EVOCAZIONE (dal lat. evocatio, da evŏco "chiamo fuori"; cfr. ἐκκαλέω)
È il rito diretto a chiamare, per virtù magica, sia un'anima dal mondo infero, sia una divinità dalla sede abituale. Ha una virtù magica in quanto l'evocatore usa gesti e formule capaci di provocare irresistibilmente l'effetto, e si riannoda a quella sezione della magia che si fonda sulla supposta onnipotenza magica del nome in quanto contiene l'essenza della cosa da esso significata. Lo scopo dell'evocazione è quasi sempre divinatorio (necromanzia).

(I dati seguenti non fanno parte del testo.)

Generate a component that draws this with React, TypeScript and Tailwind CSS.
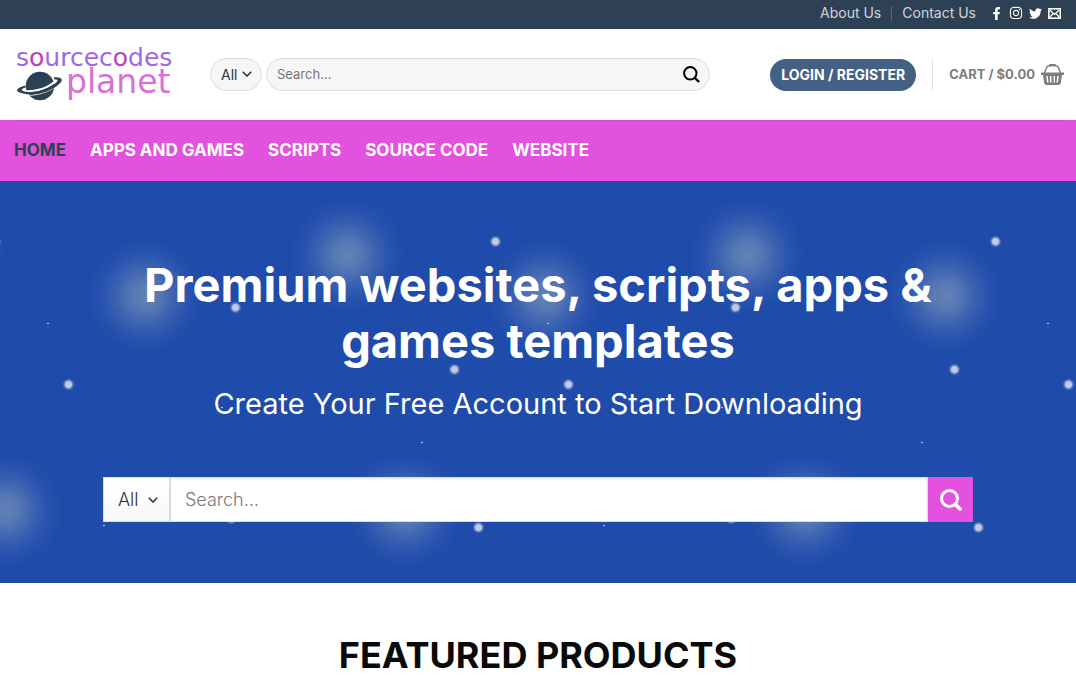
import { FaFacebookF, FaInstagram, FaTwitter } from "react-icons/fa";

const navItems = ["Home", "Apps and Games", "Scripts", "Source Code", "Website"];

const bokeh = [
  { x: 107, y: 74 },
  { x: 165, y: 329 },
  { x: 305, y: 115 },
];

const bokehSmall = [
  { x: 345, y: 60 },
  { x: 85, y: 126 },
  { x: 304, y: 188 },
  { x: 418, y: 203 },
  { x: 328, y: 346 },
  { x: 81, y: 337 },
];

const specks = [
  { x: 398, y: 142 },
  { x: 272, y: 261 },
  { x: 454, y: 344 },
  { x: 72, y: 226 },
];

function Snow() {
  return (
    <svg className="absolute inset-0 w-full h-full" aria-hidden="true">
      <defs>
        <radialGradient id="glow">
          <stop offset="0" stopColor="#ffffd0" stopOpacity="0.3" />
          <stop offset="0.2" stopColor="#ffffd0" stopOpacity="0.26" />
          <stop offset="0.5" stopColor="#ffffe0" stopOpacity="0.13" />
          <stop offset="0.75" stopColor="#ffffff" stopOpacity="0.04" />
          <stop offset="1" stopColor="#ffffff" stopOpacity="0" />
        </radialGradient>
        <radialGradient id="flake">
          <stop offset="0" stopColor="#c3cce8" />
          <stop offset="0.5" stopColor="#bcc7e5" />
          <stop offset="0.7" stopColor="#a9b8d8" stopOpacity="0.5" />
          <stop offset="1" stopColor="#a9b8d8" stopOpacity="0" />
        </radialGradient>
        <pattern id="far" x="240" width="400" height="600" patternUnits="userSpaceOnUse">
          {bokeh.map((c, i) => (
            <circle key={i} cx={c.x} cy={c.y} r="58" fill="url(#glow)" />
          ))}
        </pattern>
        <pattern id="near" x="150" width="500" height="600" patternUnits="userSpaceOnUse">
          {bokehSmall.map((c, i) => (
            <circle key={i} cx={c.x + 0.5} cy={c.y + 0.5} r="6" fill="url(#flake)" />
          ))}
          {specks.map((c, i) => (
            <circle key={i} cx={c.x} cy={c.y + 0.5} r="0.8" fill="#dde4f5" />
          ))}
        </pattern>
      </defs>
      <rect width="100%" height="100%" fill="url(#far)" />
      <rect width="100%" height="100%" fill="url(#near)" />
    </svg>
  );
}

function Planet() {
  return (
    <svg className="mt-1 h-[30px] w-[46px] shrink-0" viewBox="0 0 46 30" aria-hidden="true">
      <circle cx="24" cy="15" r="14.3" fill="#2e4053" />
      <path d="M5 19.5 C13 22 30 19 39 10.5" fill="none" stroke="#fff" strokeWidth="2.2" />
      <path d="M7 23.6 C17 26 33 22 42 14" fill="none" stroke="#fff" strokeWidth="0.8" />
      <path
        d="M37.5 6.5 C44 5.6 48 7.6 44.5 11.8 C37 20.5 20 25 8 22.8 C-1 21.5 -2 17.5 9.5 14.5 L9.5 16.4 C5 17.8 4.5 19.4 8.5 20.4 C19 22.5 33 18 40.5 11.2 C42.5 9.2 41.5 8.3 38.5 8.6 Z"
        fill="#2e4053"
      />
    </svg>
  );
}

function Logo() {
  return (
    <a href="/" className="block w-[161px] shrink-0 font-['DejaVu_Sans',sans-serif]">
      <span className="block text-[25px] leading-[18px] text-[#9d68e6]">
        s<span className="text-[#b83fc0]">o</span>urcec<span className="text-[#b83fc0]">o</span>des
      </span>
      <span className="flex items-start gap-1">
        <Planet />
        <span className="text-[33px] leading-[30px] text-[#da70d6]">planet</span>
      </span>
    </a>
  );
}

function Chevron({ className }: { className: string }) {
  return (
    <svg className={className} viewBox="0 0 10 6" fill="none" stroke="#333" strokeWidth="1.6" aria-hidden="true">
      <path d="M0.8 0.8 L5 5 L9.2 0.8" />
    </svg>
  );
}

function SearchIcon({ className }: { className: string }) {
  return (
    <svg className={className} viewBox="0 0 22 22" fill="none" stroke="currentColor" aria-hidden="true">
      <circle cx="9.5" cy="9.5" r="8" strokeWidth="3" />
      <path d="M15.5 15.5 L20 20" strokeWidth="3.6" strokeLinecap="round" />
    </svg>
  );
}

function Basket() {
  return (
    <svg className="w-[23px] h-[21px]" viewBox="0 0 23 21" aria-hidden="true">
      <path d="M3.5 9 L5.5 3.5 Q6 2 8 2 M19.5 9 L17.5 3.5 Q17 2 15 2" fill="none" stroke="#7d7d7a" strokeWidth="1.5" />
      <path d="M8 1.6 Q11.5 0.6 15 1.6" fill="none" stroke="#7d7d7a" strokeWidth="2.4" />
      <path d="M0 8.5 H23 V11 H0 Z" fill="#7d7d7a" />
      <path d="M2 11 H21 L19.8 19 Q19.5 21 17.5 21 H5.5 Q3.5 21 3.2 19 Z" fill="#7d7d7a" />
      <path d="M6 12 L6.8 18.5 M9.7 12 V18.5 M13.3 12 V18.5 M17 12 L16.2 18.5" stroke="#fff" strokeWidth="1.5" />
    </svg>
  );
}

function TopBar() {
  return (
    <div className="flex h-[29px] items-center justify-end bg-[#2e4053] pr-[15px] pb-[3px] text-[14px] text-[#d0d5da]">
      <a href="/about" className="leading-4">About Us</a>
      <span className="mx-[10px] h-[15px] w-px bg-[#57667a]" />
      <a href="/contact" className="leading-4">Contact Us</a>
      <div className="ml-[14px] flex items-center gap-[6px] text-white">
        <a href="#facebook" aria-label="Facebook" className="flex w-[13px] justify-center">
          <FaFacebookF size={13} />
        </a>
        <a href="#instagram" aria-label="Instagram">
          <FaInstagram size={14} />
        </a>
        <a href="#twitter" aria-label="Twitter">
          <FaTwitter size={13} />
        </a>
        <a href="#email" aria-label="Email">
          <svg className="h-[11px] w-[13px]" viewBox="0 0 13 11" fill="none" stroke="#fff" aria-hidden="true">
            <rect x="0.8" y="0.8" width="11.4" height="9.4" strokeWidth="1.6" />
            <path d="M2 2.2 L6.5 6.4 L11 2.2 M2 9 L5 5.6 M11 9 L8 5.6" strokeWidth="1.3" />
          </svg>
        </a>
      </div>
    </div>
  );
}

function Header() {
  return (
    <header className="flex h-[91px] items-center bg-white pl-4 pr-3">
      <Logo />
      <form className="ml-[33px] flex flex-1 gap-1" onSubmit={(e) => e.preventDefault()}>
        <div className="relative">
          <select
            aria-label="Category"
            className="h-[33px] w-[52px] appearance-none rounded-full border border-[#ddd] bg-[#f6f6f6] pl-[10px] text-[14px] text-[#333]"
          >
            <option>All</option>
          </select>
          <Chevron className="pointer-events-none absolute right-[10px] top-[13px] h-[6px] w-[10px]" />
        </div>
        <div className="flex h-[33px] min-w-0 flex-1 items-center rounded-full border border-[#ddd] bg-[#f6f6f6] pl-[10px] pr-[9px]">
          <input
            type="search"
            aria-label="Search"
            placeholder="Search…"
            className="min-w-0 flex-1 bg-transparent text-[13px] outline-none placeholder:text-[#777]"
          />
          <button type="submit" aria-label="Search" className="text-black">
            <svg className="h-[17px] w-[17px]" viewBox="0 0 17 17" fill="none" stroke="currentColor" aria-hidden="true">
              <circle cx="7.3" cy="7.3" r="6.2" strokeWidth="2" />
              <path d="M12 12 L16 16" strokeWidth="2.4" />
            </svg>
          </button>
        </div>
      </form>
      <a
        href="/login"
        className="ml-[60px] flex h-8 w-[146px] items-center justify-center rounded-full bg-[#446084] text-[14px] font-bold whitespace-nowrap text-white"
      >
        LOGIN / REGISTER
      </a>
      <span className="mx-4 h-[30px] w-px bg-[#e3e3e3]" />
      <a href="/cart" className="flex items-center gap-[6px] text-[13px] font-bold whitespace-nowrap text-[#7d7d7a]">
        CART / $0.00
        <Basket />
      </a>
    </header>
  );
}

function Hero() {
  return (
    <section className="relative bg-[#1f4caa] pt-[76px] pb-[61px] text-center text-white">
      <Snow />
      <div className="relative mx-auto max-w-[870px]">
        <h1 className="text-[47px] font-bold leading-[56px]">
          Premium websites, scripts, apps &amp;
          <br />
          games templates
        </h1>
        <p className="mt-[13px] text-[29px] leading-[44px]">Create Your Free Account to Start Downloading</p>
        <form className="mt-[51px] flex h-[45px]" onSubmit={(e) => e.preventDefault()}>
          <div className="relative">
            <select
              aria-label="Category"
              className="h-full w-[67px] appearance-none border border-[#ddd] bg-gradient-to-b from-white to-[#f8f8f8] pl-[14px] text-[18px] font-light text-[#333]"
            >
              <option>All</option>
            </select>
            <Chevron className="pointer-events-none absolute right-3 top-5 h-[6px] w-[10px]" />
          </div>
          <input
            type="search"
            aria-label="Search products"
            placeholder="Search…"
            className="h-full min-w-0 flex-1 border border-[#ddd] bg-white px-[14px] text-[18px] font-light text-[#333] shadow-[inset_0_1px_2px_rgba(0,0,0,0.1)] outline-none placeholder:text-[#777]"
          />
          <button type="submit" aria-label="Search" className="flex w-[45px] items-center justify-center bg-[#e252df]">
            <SearchIcon className="h-[22px] w-[22px]" />
          </button>
        </form>
      </div>
    </section>
  );
}

export default function App() {
  return (
    <div className="bg-white font-[Inter,sans-serif]">
      <TopBar />
      <Header />
      <nav className="h-[61px] bg-[#e252df] px-[14px]">
        <ul className="flex h-full items-center gap-6 border-t border-[#cf4dcf] text-[17px] font-bold uppercase text-white">
          {navItems.map((item, i) => (
            <li key={item}>
              <a href="#" className={i === 0 ? "text-[#2e4053]" : ""}>
                {item}
              </a>
            </li>
          ))}
        </ul>
      </nav>
      <Hero />
      <h2 className="pt-[50px] pb-1 text-center text-[36px] font-bold leading-[44px] text-[#0a0a0a]">FEATURED PRODUCTS</h2>
    </div>
  );
}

Casi di evocazione sono registrati nella prassi magica di tutti i popoli. Secondo Luciano (Necyom., 6) i maghi caldei erano assai esperti in tale pratica, un esempio della quale è forse da vedere nella tav. XII dell'Epopea di Gilgamesh, là dove l'eroe evoca l'anima del morto amico Eabani attraverso un foro in comunicazione con l'arallu per sapere da lui quale sia la legge che ivi domina. Nella Bibbia (I Re [Samuele], XXVIII) Saul evoca per mezzo della maga di Endor l'anima di Samuele, per sapere l'esito della prossima battaglia contro i Filistei. Nel mondo classico ricordiamo Tiresia e la figlia Manto, Medea, Canidia e il caso celebre di Eritone, la maga tessala che rievocò un morto per predire a Sesto Pompeo l'esito della battaglia di Farsalo.
L'evocazione delle divinità avveniva per togliere al nemico il presidio delle sue divinità protettrici. La divinità veniva chiamata per nome ed allettata ad abbandonare la sua sede con la promessa di onori uguali o maggiori di quelli da essa attualmente ricevuti.
Le iscrizioni cuneiformi di Boğazköi ci conservano un caso d'evocazione operato dal re dei Hittiti. In Roma la prassi magica dell'evocazione apparteneva al collegio pontificale che ne conosceva le formule (cfr. Macrobio, Sat., III, 9). Notissimo è il racconto dell'evocazione di Giunone Regina fatta da Camillo durante l'assedio di Veio (Liv., V, 21).
Bibl.: Wissowa, in Pauly-Wissowa, Real-Encycl., s. v. Evocatio; W. Schmidt, Die Bedeutung des Namens, Darmstadt 1912 (Progr. d. Ludw.-Geogr.-Gymn.); L. Wohleb, Die altrömische und die hethitische Evocatio, in Arch. für Religionswiss., XXV (1927), p. 206 segg.